Plaintiff argues that the information possessed by Rodriguez cannot be obtained from another source because “Plaintiff’s request for deposition comes after taking the deposition of lower-level individuals – such as Defendant Albert Roman and Robert Miller [the Skelly officer] – who testified as to Chancellor Rodriguez’s involvement in and potential knowledge of facts relevant to the lawsuit.” (Mtn. 9:26-28.) However, deposing individuals who identified Rodriguez as a pertinent witness is not the same as exhausting other discovery methods to obtain pertinent information. Plaintiff never explains why he cannot obtain the information from deposing individuals like Roman and Miller, or through written discovery. The burden to “exhaust” other discovery methods is not satisfied by merely engaging in those other methods. Rather, those other methods must be insufficient, leaving the apex individual as the only source of pertinent information. (See Mtn. 5:27-28, citing Nagle v. Superior Court (1994) 28 Cal.App.4th 1465, 1468.)

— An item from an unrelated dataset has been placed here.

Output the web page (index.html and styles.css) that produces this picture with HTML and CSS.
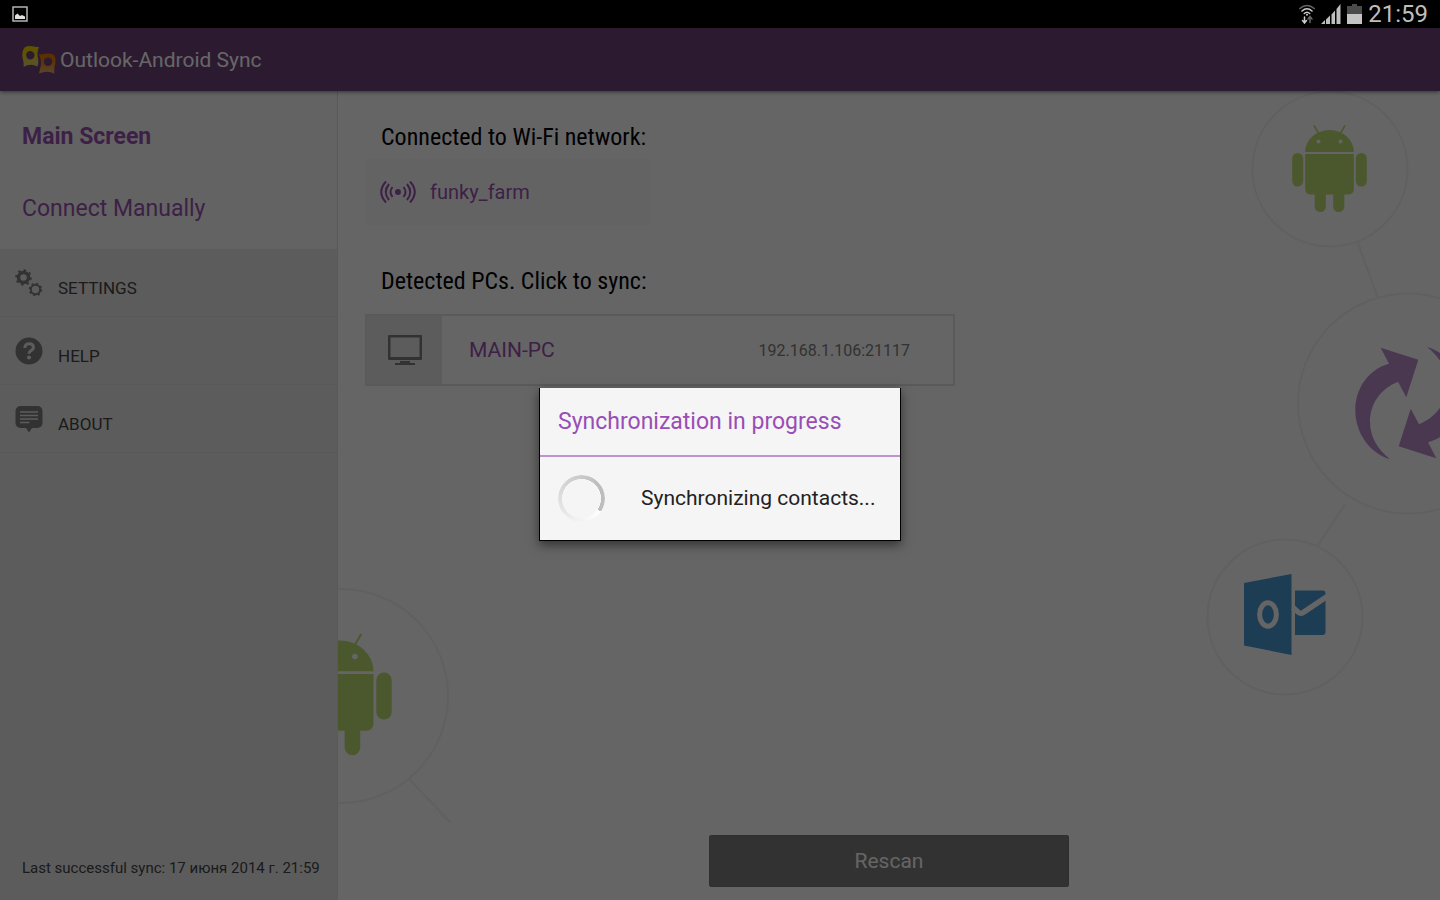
FILE: index.html
```html
<!DOCTYPE html>
<html lang="en">
<head>
  <meta charset="UTF-8">
  <meta name="viewport" content="width=device-width, initial-scale=1.0">
  <title>Outlook-Android Sync</title>
  <link rel="stylesheet" href="styles.css">
</head>
<body>
  <!-- shared robot shape -->
  <svg class="defs" width="0" height="0" aria-hidden="true">
    <symbol id="robot" viewBox="-38 -28 76 90" overflow="visible">
      <path d="M-24.3 0A24.3 22 0 0 1 24.3 0Z"/>
      <path d="M-15.2-26-10.5-18M15.2-26 10.5-18" stroke="#bcda70" stroke-width="1.5" stroke-linecap="round"/>
      <circle cx="-11" cy="-10.5" r="2" fill="#fcfcfc"/>
      <circle cx="11" cy="-10.5" r="2" fill="#fcfcfc"/>
      <path d="M-24.3 2H24.3V37.5A5 5 0 0 1 19.3 42.5H-19.3A5 5 0 0 1-24.3 37.5Z"/>
      <rect x="-37.3" y="1" width="11" height="33.5" rx="5.5"/>
      <rect x="26.3" y="1" width="11" height="33.5" rx="5.5"/>
      <path d="M-14.8 40H-3.7V54.5A5.5 5.5 0 0 1-14.8 54.5ZM3.7 40H14.8V54.5A5.5 5.5 0 0 1 3.7 54.5Z"/>
    </symbol>
  </svg>

  <div class="statusbar">
    <svg width="16" height="16" viewBox="0 0 16 16">
      <rect x="1" y="1" width="14" height="14" fill="none" stroke="#b4b4b4" stroke-width="1.5"/>
      <path d="M3 13V9.5L5.5 7.5 8 10 10 9 13 10.5V13Z" fill="#e0e0e0"/>
    </svg>
    <div class="status-right">
      <svg width="16" height="20" viewBox="0 0 16 20" fill="none" stroke-linecap="round">
        <path d="M.8 4.5Q8-1.5 15.2 4.5" stroke="#666" stroke-width="1.5"/>
        <path d="M3 7Q8 2.500 13 7M5.3 9.5Q8 7 10.7 9.5" stroke="#ccc" stroke-width="1.6"/>
        <circle cx="8" cy="10.8" r="1" fill="#ccc"/>
        <path d="M5.5 13V18M3.5 16.5 5.5 19 7.5 16.5" stroke="#ccc" stroke-width="1.5"/>
        <path d="M11 18.5V13.5M9 15 11 12.5 13 15" stroke="#666" stroke-width="1.5"/>
      </svg>
      <svg width="20" height="20" viewBox="0 0 20 20" fill="#bebebe">
        <path d="M0 20 4 16V20ZM5 20V15.5L9 11.5V20ZM10.5 20V10.5L14 6.500V20ZM15.5 20V5L19.5 0V20Z"/>
      </svg>
      <svg width="15" height="20" viewBox="0 0 15 20">
        <path d="M0 2H5V0H10V2H15V10H0Z" fill="#4b4b4b"/>
        <path d="M0 10H15V20H0Z" fill="#c4c4c4"/>
      </svg>
      <time class="clock">21:59</time>
    </div>
  </div>

  <div class="app">
    <header class="header">
      <svg class="logo" width="34" height="28" viewBox="0 0 34 28" aria-hidden="true">
        <defs>
          <linearGradient id="yel" x1="0" y1="0" x2="0" y2="1"><stop offset=".3" stop-color="#f0d000"/><stop offset="1" stop-color="#d8cb80"/></linearGradient>
          <linearGradient id="org" x1="0" y1="0" x2="0" y2="1"><stop offset=".3" stop-color="#e67a00"/><stop offset="1" stop-color="#e0ac78"/></linearGradient>
        </defs>
        <path fill="url(#yel)" fill-rule="evenodd" d="M2.5 1.5Q6-.5 10 .3Q14 1.3 17 1Q14.5 6 16 12Q17 17 15.500 20.500Q8 17 1.5 21Q2 18 1 14Q-1 6 2.5 1.5ZM8.3 5A4.2 4.2 0 1 0 8.3 13.4A4.2 4.2 0 1 0 8.3 5Z"/>
        <path fill="url(#org)" fill-rule="evenodd" d="M17 8.500Q21 8.500 25 7.500Q30 7 32.500 9.500Q34.500 14 32.500 21Q32 24 32.500 27.500Q25 24 17 27.500Q17.500 25 18.500 21Q20 14 17 8.500ZM26 11.5A4.2 4.2 0 1 0 26 19.9A4.2 4.2 0 1 0 26 11.5Z"/>
      </svg>
      <h1>Outlook-Android Sync</h1>
    </header>

    <div class="content">
      <nav class="sidebar">
        <div class="nav-main">
          <a class="active" href="#">Main Screen</a>
          <a href="#">Connect Manually</a>
        </div>
        <ul class="nav-menu">
          <li><a href="#">
            <svg width="28" height="28" viewBox="0 0 28 28" fill="none" stroke="#7d7d7d">
              <circle cx="8.5" cy="8.5" r="5" stroke-width="3.4"/>
              <circle cx="8.5" cy="8.5" r="7.3" stroke-width="2" stroke-dasharray="2.4 3.33"/>
              <circle cx="20.5" cy="20.5" r="4.7" stroke-width="2"/>
              <circle cx="20.5" cy="20.5" r="6" stroke-width="1.6" stroke-dasharray="2 2.71"/>
            </svg>
            <span>SETTINGS</span></a></li>
          <li><a href="#">
            <svg width="28" height="28" viewBox="0 0 28 28">
              <circle cx="14" cy="14" r="13.5" fill="#7d7d7d"/>
              <path d="M9.8 11Q10 6.7 14.2 6.7Q18.4 6.7 18.4 10.2Q18.4 12.3 16 13.6Q14 14.7 14 16.8" fill="none" stroke="#e6e6e6" stroke-width="3"/>
              <circle cx="14" cy="20.5" r="2.1" fill="#e6e6e6"/>
            </svg>
            <span>HELP</span></a></li>
          <li><a href="#">
            <svg width="28" height="28" viewBox="0 0 28 28">
              <path d="M5.5 1H22.5A5 5 0 0 1 27.5 6V18A5 5 0 0 1 22.5 23H17L14 27.5 11 23H5.5A5 5 0 0 1 .5 18V6A5 5 0 0 1 5.5 1Z" fill="#7d7d7d"/>
              <path d="M5 7H23M5 10.5H23M5 14H23M5 17.5H14.5" stroke="#e6e6e6" stroke-width="1.5"/>
            </svg>
            <span>ABOUT</span></a></li>
        </ul>
        <p class="last-sync">Last successful sync: 17 июня 2014 г. 21:59</p>
      </nav>

      <main class="main">
        <svg class="art art-right" width="240" height="620" viewBox="1200 91 240 620" aria-hidden="true">
          <g fill="none" stroke="#f0f0f0" stroke-width="2">
            <circle cx="1330" cy="169" r="77.5"/>
            <circle cx="1408" cy="403.5" r="110"/>
            <circle cx="1285" cy="617" r="77.5"/>
            <path d="M1357.5 242 1377.5 297M1345 504 1317.5 546"/>
          </g>
          <use href="#robot" x="1291.5" y="124" width="76" height="90" fill="#bcda70"/>
          <g fill="#b98bc9">
            <path id="arrow" d="M1380.7 347.7 1418.3 359.7 1406.3 397.3 1398 381.7C1380 389 1370 404 1370 422C1370 437 1378 450 1390 459C1371 454 1355.3 434 1355.3 410C1355.3 388 1369 369 1389 363.7Z"/>
            <use href="#arrow" transform="rotate(180 1408.5 403)"/>
          </g>
          <path d="M1244 583 1291.5 574V655L1244 645.5ZM1295 590.5H1322.5A3 3 0 0 1 1325.5 593.5V632A3 3 0 0 1 1322.5 635H1295Z" fill="#4898d2"/>
          <ellipse cx="1268" cy="614.5" rx="8.4" ry="11.7" fill="none" stroke="#fcfcfc" stroke-width="5"/>
          <path d="M1293 607.5 1298 612Q1301 614.5 1304 612L1327 596.5" fill="none" stroke="#fcfcfc" stroke-width="5.5"/>
        </svg>
        <svg class="art art-left" width="120" height="250" viewBox="338 580 120 250" aria-hidden="true">
          <g fill="none" stroke="#f0f0f0" stroke-width="2">
            <circle cx="341" cy="696" r="107"/>
            <path d="M409 779 451 823"/>
          </g>
          <use href="#robot" x="286" y="632" width="107" height="126" fill="#bcda70"/>
        </svg>

        <section class="block">
          <h2>Connected to Wi-Fi network:</h2>
          <div class="network">
            <svg width="36" height="24" viewBox="0 0 36 24" fill="none" stroke="#9a52b0" stroke-width="2">
              <circle cx="18" cy="12" r="3" fill="#9a52b0" stroke="none"/>
              <path d="M12.5 7Q8.5 12 12.5 17M9 4Q2.5 12 9 20M6 1.5Q-3.5 12 6 22.5M23.5 7Q27.5 12 23.5 17M27 4Q33.5 12 27 20M30 1.5Q39.5 12 30 22.5"/>
            </svg>
            <span>funky_farm</span>
          </div>
        </section>

        <section class="block">
          <h2>Detected PCs. Click to sync:</h2>
          <button class="pc" type="button">
            <span class="pc-icon">
              <svg width="34" height="32" viewBox="0 0 34 32" fill="#7d7d7d">
                <path fill-rule="evenodd" d="M1 1H33A1 1 0 0 1 34 2V25A1 1 0 0 1 33 26H1A1 1 0 0 1 0 25V2A1 1 0 0 1 1 1ZM2.5 3.5V23H31.5V3.5Z"/>
                <path d="M12 27H22V29H27V31H7V29H12Z"/>
              </svg>
            </span>
            <span class="pc-name">MAIN-PC</span>
            <span class="pc-ip">192.168.1.106:21117</span>
          </button>
        </section>

        <button class="rescan" type="button">Rescan</button>
      </main>
    </div>

    <div class="overlay">
      <div class="dialog" role="dialog" aria-labelledby="dialogTitle">
        <h2 id="dialogTitle">Synchronization in progress</h2>
        <div class="dialog-body">
          <div class="spinner"></div>
          <p>Synchronizing contacts...</p>
        </div>
      </div>
    </div>
  </div>
</body>
</html>
```
FILE: styles.css
```css
* {
  box-sizing: border-box;
}
body {
  margin: 0;
  height: 100vh;
  display: flex;
  flex-direction: column;
  font-family: Roboto, sans-serif;
  background: #000;
  color: #000;
}
h1, h2, p, ul {
  margin: 0;
  padding: 0;
  font-weight: normal;
}
a {
  color: inherit;
  text-decoration: none;
}
button {
  font-family: inherit;
  cursor: pointer;
}
.defs {
  position: absolute;
}

/* status bar */
.statusbar {
  height: 28px;
  flex-shrink: 0;
  display: flex;
  align-items: center;
  justify-content: space-between;
  padding: 0 12px;
}
.status-right {
  display: flex;
  align-items: center;
  gap: 6px;
}
.clock {
  color: #bebebe;
  font-size: 24px;
  line-height: 28px;
}

/* app */
.app {
  position: relative;
  flex: 1;
  min-height: 0;
  display: flex;
  flex-direction: column;
  background: #fcfcfc;
}
.header {
  height: 63px;
  flex-shrink: 0;
  display: flex;
  align-items: center;
  gap: 4px;
  padding: 0 22px;
  background: #6e417a;
  box-shadow: 0 1px 4px rgba(0, 0, 0, 0.5);
  z-index: 1;
}
.header h1 {
  font-size: 21px;
  line-height: 28px;
  color: #fff;
}
.content {
  flex: 1;
  min-height: 0;
  display: flex;
}

/* sidebar */
.sidebar {
  width: 338px;
  flex-shrink: 0;
  display: flex;
  flex-direction: column;
  background: #e6e6e6;
  border-right: 1px solid #dedede;
}
.nav-main {
  padding: 10px 0 4px;
  background: #f8f8f8;
}
.nav-main a {
  display: block;
  padding-left: 22px;
  font-size: 23px;
  line-height: 72px;
  color: #9a52b0;
}
.nav-main .active {
  font-weight: bold;
}
.nav-menu {
  list-style: none;
}
.nav-menu a {
  height: 68px;
  display: flex;
  align-items: center;
  gap: 15px;
  padding-left: 15px;
  border-bottom: 1px solid #dcdcdc;
  font-size: 17px;
  color: #444;
}
.nav-menu span {
  padding-top: 10px;
}
.last-sync {
  margin-top: auto;
  padding: 0 0 22px 22px;
  font-size: 15px;
  line-height: 20px;
  color: #444;
}

/* main */
.main {
  position: relative;
  flex: 1;
  display: flex;
  flex-direction: column;
  padding: 24px 27px 13px;
  overflow: hidden;
}
.art {
  position: absolute;
}
.art-right {
  top: 0;
  right: 0;
}
.art-left {
  left: 0;
  bottom: 70px;
}
.block {
  position: relative;
  margin-bottom: 34px;
}
.block h2 {
  padding-left: 16px;
  font-family: "Roboto Condensed", "Liberation Sans Narrow", Roboto, sans-serif;
  font-size: 24px;
  line-height: 44px;
}
.network {
  width: 285px;
  height: 66px;
  display: flex;
  align-items: center;
  gap: 14px;
  padding-left: 15px;
  background: #f8f8f8;
  color: #9a52b0;
  font-size: 20px;
}
.pc {
  width: 590px;
  max-width: 100%;
  height: 72px;
  margin-top: 11px;
  display: flex;
  align-items: center;
  padding: 0;
  border: 2px solid #e0e0e0;
  background: #fcfcfc;
  text-align: left;
}
.pc-icon {
  align-self: stretch;
  width: 75px;
  display: flex;
  align-items: center;
  justify-content: center;
  background: #e6e6e6;
}
.pc-name {
  flex: 1;
  padding-left: 27px;
  font-size: 21px;
  color: #9a52b0;
}
.pc-ip {
  padding-right: 43px;
  font-size: 16px;
  color: #7d7d7d;
}
.rescan {
  position: relative;
  width: 360px;
  height: 52px;
  margin: auto auto 0;
  border: 1px solid #777;
  border-radius: 2px;
  background: #7d7d7d;
  color: #fcfcfc;
  font-size: 21px;
}

/* progress dialog */
.overlay {
  position: absolute;
  inset: 0;
  display: flex;
  align-items: center;
  justify-content: center;
  background: rgba(0, 0, 0, 0.6);
  z-index: 2;
}
.dialog {
  width: 362px;
  border: 1px solid #000;
  border-top: none;
  background: #f5f5f5;
  box-shadow: 0 4px 10px rgba(0, 0, 0, 0.5);
}
.dialog h2 {
  padding: 0 18px;
  border-bottom: 2px solid #bf93d3;
  font-size: 23px;
  line-height: 67px;
  color: #9a4db5;
}
.dialog-body {
  display: flex;
  align-items: center;
  gap: 36px;
  padding: 18px;
}
.dialog-body p {
  font-size: 21px;
  color: #222;
}
.spinner {
  width: 47px;
  height: 47px;
  border-radius: 50%;
  background: conic-gradient(from 124deg, #fff, #f0f0f0 20%, #bdbdbd 80%, #bdbdbd);
  -webkit-mask: radial-gradient(closest-side, transparent 82%, #000 84%);
  mask: radial-gradient(closest-side, transparent 82%, #000 84%);
}
```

The testimony that Plaintiff relies on actually shows multiple other individuals who could have pertinent information. (See Mtn. 7:17-19 [identifying Karen Martin, Roman, Rodriguez, and Mercedes Gutierrez as the individuals who were involved in creating the Employee-Employer Relations position].) Rodriguez did not even create the position by himself, and it is unclear why Plaintiff contends Rodriguez is the only one who has relevant information. As to Plaintiff’s termination, as discussed above, Rodriguez delegated Skelly review authority to someone else (Miller), and it was Roman who recommended the termination. Plaintiff does not explain why Rodriguez would have exclusive knowledge beyond that possessed by these arguably more pertinent individuals.  

In sum, Plaintiff has not adequately established that Chancellor Rodriguez has personal knowledge of pertinent facts or that Plaintiff has exhausted other methods of obtaining those facts. Accordingly, Rodriguez’s deposition is barred under the apex doctrine.

CONCLUSION

            Plaintiff’s motion to compel deposition is DENIED.